One last comment on in what sense we can connect the above back to combinatorics, or $S$. Roughly speaking, I want to argue that this question doesn't respect the symmetries of the situation. What I mean is that starting from the action of $S$, we can at best write down some $0$-morphisms, some $1$-morphisms, and some coherence data, and out of this data we can try to say something about $\pi_n(\mathbb{S})$ if we can use this data to put together a closed framed $n$-manifold $M$. But the invariant $\int_M V$ itself doesn't depend on a choice of presentation of $M$, and presenting special cases of it this way blinds us to that: for example, it blinds us to a potentially very rich action of the framed diffeomorphisms of $M$ on $\int_M V$. 

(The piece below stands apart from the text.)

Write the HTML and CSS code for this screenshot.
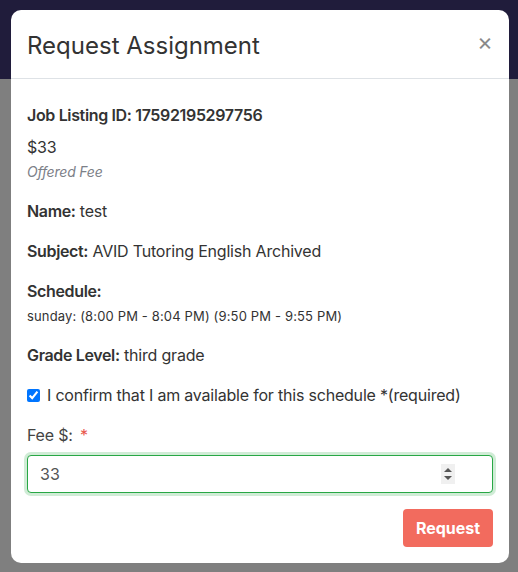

A: Combinatorial descriptions of homotopy groups of spheres have been studied in the unstable world rather than the stable world.
Jie Wu found a description of homotopy groups of $S^2$ in his thesis and published here. He described $\pi_n(S^2)$ as the center of a combinatorially defined group.
As is well known, there is an analogue of Barratt-Priddy-Quillen theorem for braid groups. By replacing symmetric groups by braid groups, we obtain $\Omega^2 S^2$. And it is natural to expect to have a combinatorial description of $\pi_*(S^2)$ in terms of braid groups. Such a description was obtained by Berrick, Cohen, Wong, and Wu in this paper. They described $\pi_*(S^2)$ as the homotopy groups of a $\Delta$-group (simplicial group without degeneracies) constructed from braid groups.
Recently a papaer by Mikhailov and Wu appeared, in which they extended Wu's description of $\pi_*(S^2)$ in his thesis.